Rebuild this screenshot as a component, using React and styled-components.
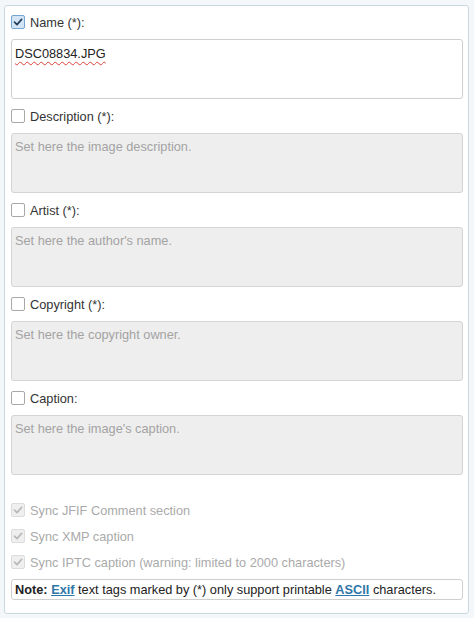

...

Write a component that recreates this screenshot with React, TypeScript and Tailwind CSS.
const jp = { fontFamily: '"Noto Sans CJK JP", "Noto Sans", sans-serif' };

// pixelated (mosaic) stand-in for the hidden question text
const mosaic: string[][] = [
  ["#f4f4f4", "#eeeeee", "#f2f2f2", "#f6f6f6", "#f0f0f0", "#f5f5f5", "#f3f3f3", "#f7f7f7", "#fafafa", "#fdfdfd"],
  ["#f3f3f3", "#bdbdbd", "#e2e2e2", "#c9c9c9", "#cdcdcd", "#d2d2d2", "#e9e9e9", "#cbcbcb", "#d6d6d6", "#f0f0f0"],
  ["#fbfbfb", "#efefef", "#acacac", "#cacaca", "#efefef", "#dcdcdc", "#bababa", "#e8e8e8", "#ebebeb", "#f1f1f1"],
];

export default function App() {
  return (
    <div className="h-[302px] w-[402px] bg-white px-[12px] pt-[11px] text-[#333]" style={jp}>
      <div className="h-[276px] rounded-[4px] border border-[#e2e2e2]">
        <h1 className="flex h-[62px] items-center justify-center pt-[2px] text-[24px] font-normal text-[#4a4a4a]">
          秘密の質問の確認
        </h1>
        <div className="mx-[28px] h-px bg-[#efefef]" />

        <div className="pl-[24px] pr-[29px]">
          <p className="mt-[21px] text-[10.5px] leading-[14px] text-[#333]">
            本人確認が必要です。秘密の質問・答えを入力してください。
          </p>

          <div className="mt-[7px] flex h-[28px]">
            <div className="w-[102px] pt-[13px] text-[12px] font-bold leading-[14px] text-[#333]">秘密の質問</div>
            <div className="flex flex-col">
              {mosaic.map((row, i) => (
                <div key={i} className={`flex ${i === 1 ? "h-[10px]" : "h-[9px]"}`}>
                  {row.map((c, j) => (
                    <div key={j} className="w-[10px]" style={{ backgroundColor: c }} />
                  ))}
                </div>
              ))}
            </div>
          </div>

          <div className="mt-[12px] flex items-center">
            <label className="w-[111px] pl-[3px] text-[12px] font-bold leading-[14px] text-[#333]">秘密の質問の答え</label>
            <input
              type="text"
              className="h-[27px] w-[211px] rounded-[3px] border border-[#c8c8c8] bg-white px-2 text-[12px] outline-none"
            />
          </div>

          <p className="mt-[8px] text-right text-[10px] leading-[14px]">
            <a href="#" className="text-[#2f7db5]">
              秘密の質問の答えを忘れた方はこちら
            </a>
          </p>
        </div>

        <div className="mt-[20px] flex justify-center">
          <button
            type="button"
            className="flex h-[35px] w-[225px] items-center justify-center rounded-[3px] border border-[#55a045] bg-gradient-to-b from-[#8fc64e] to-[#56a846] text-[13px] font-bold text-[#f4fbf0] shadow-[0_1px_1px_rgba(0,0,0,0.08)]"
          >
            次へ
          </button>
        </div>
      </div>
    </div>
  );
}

▶ _Exercise brief_
Report each line of the material above where the word "this" appears.

▶ _Expected answer_
Rebuild this screenshot as a component, using React and styled-components.
Write a component that recreates this screenshot with React, TypeScript and Tailwind CSS.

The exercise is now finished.